* _EXERCISE BRIEF_
Which lines hold the word "code"? Copy each of them from the material.

====

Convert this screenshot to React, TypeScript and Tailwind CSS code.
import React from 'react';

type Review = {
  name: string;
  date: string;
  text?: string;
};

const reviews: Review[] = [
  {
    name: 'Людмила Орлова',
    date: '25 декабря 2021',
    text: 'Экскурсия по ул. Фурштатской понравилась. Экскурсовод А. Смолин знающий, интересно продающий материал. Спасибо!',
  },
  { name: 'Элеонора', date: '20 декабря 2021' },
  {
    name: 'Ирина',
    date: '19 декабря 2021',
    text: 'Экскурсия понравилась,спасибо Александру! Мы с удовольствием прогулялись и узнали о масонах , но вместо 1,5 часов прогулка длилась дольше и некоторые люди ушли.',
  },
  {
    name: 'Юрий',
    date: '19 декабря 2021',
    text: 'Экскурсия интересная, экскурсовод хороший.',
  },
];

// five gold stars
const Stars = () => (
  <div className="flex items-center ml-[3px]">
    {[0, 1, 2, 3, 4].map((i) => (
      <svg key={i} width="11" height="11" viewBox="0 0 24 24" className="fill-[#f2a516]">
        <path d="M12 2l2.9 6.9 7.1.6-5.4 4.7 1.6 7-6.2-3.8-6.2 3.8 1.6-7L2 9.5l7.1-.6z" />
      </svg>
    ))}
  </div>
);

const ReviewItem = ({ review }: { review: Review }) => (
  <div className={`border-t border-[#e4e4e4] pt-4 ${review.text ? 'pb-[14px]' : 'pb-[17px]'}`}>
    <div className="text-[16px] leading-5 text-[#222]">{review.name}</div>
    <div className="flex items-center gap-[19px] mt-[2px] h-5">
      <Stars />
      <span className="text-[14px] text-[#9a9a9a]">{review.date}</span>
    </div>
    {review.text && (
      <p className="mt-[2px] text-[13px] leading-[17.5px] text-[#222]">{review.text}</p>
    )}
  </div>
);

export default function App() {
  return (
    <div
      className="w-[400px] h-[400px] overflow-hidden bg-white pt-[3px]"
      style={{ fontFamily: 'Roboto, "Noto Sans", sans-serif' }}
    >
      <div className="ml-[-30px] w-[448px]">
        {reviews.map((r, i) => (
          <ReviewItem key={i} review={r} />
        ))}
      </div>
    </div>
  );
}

====

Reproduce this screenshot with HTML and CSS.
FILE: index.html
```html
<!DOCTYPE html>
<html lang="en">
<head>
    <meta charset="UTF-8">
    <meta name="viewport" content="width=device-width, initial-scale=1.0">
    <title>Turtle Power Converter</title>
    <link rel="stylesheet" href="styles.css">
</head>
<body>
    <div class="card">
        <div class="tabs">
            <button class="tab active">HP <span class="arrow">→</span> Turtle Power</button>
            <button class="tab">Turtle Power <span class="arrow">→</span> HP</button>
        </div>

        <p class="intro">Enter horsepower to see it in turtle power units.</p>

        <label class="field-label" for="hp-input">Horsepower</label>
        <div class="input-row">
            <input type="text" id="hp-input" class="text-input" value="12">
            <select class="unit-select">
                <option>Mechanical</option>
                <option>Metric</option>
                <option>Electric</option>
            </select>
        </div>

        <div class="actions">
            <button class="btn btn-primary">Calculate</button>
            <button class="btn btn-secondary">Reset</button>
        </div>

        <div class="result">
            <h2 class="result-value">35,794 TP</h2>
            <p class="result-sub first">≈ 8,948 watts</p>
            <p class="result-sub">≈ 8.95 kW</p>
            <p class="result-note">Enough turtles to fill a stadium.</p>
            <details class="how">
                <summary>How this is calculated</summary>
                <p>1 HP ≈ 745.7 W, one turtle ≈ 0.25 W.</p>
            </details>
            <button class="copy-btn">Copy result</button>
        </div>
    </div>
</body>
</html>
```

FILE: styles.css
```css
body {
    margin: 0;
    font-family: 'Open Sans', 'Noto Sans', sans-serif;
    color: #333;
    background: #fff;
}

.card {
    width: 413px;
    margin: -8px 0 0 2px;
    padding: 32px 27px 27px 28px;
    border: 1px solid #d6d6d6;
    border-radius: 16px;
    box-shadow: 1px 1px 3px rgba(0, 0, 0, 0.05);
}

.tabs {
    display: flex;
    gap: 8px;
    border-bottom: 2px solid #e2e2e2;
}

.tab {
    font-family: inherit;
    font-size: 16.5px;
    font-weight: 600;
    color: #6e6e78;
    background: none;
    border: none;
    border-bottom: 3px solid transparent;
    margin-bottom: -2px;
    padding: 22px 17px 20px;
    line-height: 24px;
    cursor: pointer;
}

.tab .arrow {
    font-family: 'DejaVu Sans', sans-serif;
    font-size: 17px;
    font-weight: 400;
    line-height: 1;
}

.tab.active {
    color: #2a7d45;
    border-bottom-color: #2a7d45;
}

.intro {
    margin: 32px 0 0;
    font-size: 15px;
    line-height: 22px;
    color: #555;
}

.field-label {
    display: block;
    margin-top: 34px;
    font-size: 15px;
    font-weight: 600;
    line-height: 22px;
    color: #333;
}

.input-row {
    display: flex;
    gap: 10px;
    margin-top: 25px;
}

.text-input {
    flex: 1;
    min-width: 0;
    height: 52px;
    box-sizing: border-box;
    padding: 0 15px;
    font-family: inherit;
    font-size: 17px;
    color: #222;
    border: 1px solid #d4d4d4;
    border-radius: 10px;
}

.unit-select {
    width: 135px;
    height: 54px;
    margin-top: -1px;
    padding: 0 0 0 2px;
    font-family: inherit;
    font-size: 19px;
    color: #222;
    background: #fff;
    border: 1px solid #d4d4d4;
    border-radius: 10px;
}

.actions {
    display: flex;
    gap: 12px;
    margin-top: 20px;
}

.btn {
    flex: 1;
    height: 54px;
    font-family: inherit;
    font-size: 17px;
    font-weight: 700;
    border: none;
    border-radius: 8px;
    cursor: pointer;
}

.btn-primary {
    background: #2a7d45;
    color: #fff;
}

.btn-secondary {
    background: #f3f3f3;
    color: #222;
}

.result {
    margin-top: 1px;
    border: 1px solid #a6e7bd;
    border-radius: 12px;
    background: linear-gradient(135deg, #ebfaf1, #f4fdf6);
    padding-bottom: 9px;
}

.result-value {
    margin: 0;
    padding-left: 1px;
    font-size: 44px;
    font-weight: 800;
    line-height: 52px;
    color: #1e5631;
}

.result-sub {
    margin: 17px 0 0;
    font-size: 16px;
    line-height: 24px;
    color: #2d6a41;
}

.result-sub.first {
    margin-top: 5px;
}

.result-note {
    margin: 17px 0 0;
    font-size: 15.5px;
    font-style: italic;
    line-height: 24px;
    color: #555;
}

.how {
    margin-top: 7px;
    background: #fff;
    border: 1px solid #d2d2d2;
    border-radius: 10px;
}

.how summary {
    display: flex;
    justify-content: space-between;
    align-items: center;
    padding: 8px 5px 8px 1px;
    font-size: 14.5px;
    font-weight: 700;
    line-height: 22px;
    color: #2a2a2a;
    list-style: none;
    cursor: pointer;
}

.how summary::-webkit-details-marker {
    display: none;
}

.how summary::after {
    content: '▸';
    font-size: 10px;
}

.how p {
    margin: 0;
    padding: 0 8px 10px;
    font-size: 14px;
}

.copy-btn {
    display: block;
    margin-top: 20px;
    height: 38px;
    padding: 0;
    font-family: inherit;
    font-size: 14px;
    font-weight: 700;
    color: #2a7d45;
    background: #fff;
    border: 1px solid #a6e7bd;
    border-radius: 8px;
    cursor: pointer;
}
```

====

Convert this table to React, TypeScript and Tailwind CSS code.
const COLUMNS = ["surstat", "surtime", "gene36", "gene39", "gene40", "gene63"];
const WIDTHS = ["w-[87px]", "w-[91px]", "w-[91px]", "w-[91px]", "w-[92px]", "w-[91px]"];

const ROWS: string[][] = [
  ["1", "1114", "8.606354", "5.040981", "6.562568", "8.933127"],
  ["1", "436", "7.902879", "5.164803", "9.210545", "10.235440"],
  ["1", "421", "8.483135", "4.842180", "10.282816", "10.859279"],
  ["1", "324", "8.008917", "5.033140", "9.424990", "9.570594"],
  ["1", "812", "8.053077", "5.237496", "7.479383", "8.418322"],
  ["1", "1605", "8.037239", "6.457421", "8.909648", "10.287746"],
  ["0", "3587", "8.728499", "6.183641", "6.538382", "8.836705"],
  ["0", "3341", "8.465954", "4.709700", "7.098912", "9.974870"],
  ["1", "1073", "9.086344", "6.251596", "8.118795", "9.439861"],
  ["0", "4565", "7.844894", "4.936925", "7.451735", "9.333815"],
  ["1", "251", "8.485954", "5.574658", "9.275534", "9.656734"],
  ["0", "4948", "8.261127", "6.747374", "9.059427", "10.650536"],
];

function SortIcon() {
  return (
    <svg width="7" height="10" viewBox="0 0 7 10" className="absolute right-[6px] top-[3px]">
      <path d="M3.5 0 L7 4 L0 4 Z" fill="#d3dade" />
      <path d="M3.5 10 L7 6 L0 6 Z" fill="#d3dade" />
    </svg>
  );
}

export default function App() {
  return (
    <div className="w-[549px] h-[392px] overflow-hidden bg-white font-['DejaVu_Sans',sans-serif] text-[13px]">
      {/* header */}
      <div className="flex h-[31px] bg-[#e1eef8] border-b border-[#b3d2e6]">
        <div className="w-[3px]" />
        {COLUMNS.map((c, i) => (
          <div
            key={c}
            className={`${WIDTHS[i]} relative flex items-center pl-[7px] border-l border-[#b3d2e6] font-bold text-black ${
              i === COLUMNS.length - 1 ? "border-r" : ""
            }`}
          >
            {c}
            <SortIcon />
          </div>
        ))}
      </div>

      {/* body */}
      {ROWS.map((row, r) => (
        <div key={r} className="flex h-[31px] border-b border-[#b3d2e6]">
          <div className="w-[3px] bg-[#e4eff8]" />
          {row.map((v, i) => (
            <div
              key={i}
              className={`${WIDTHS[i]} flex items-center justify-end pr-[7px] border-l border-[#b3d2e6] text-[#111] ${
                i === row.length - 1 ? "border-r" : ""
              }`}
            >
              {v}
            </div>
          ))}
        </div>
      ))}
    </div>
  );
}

====

* _EXPECTED ANSWER_
Convert this screenshot to React, TypeScript and Tailwind CSS code.
Convert this table to React, TypeScript and Tailwind CSS code.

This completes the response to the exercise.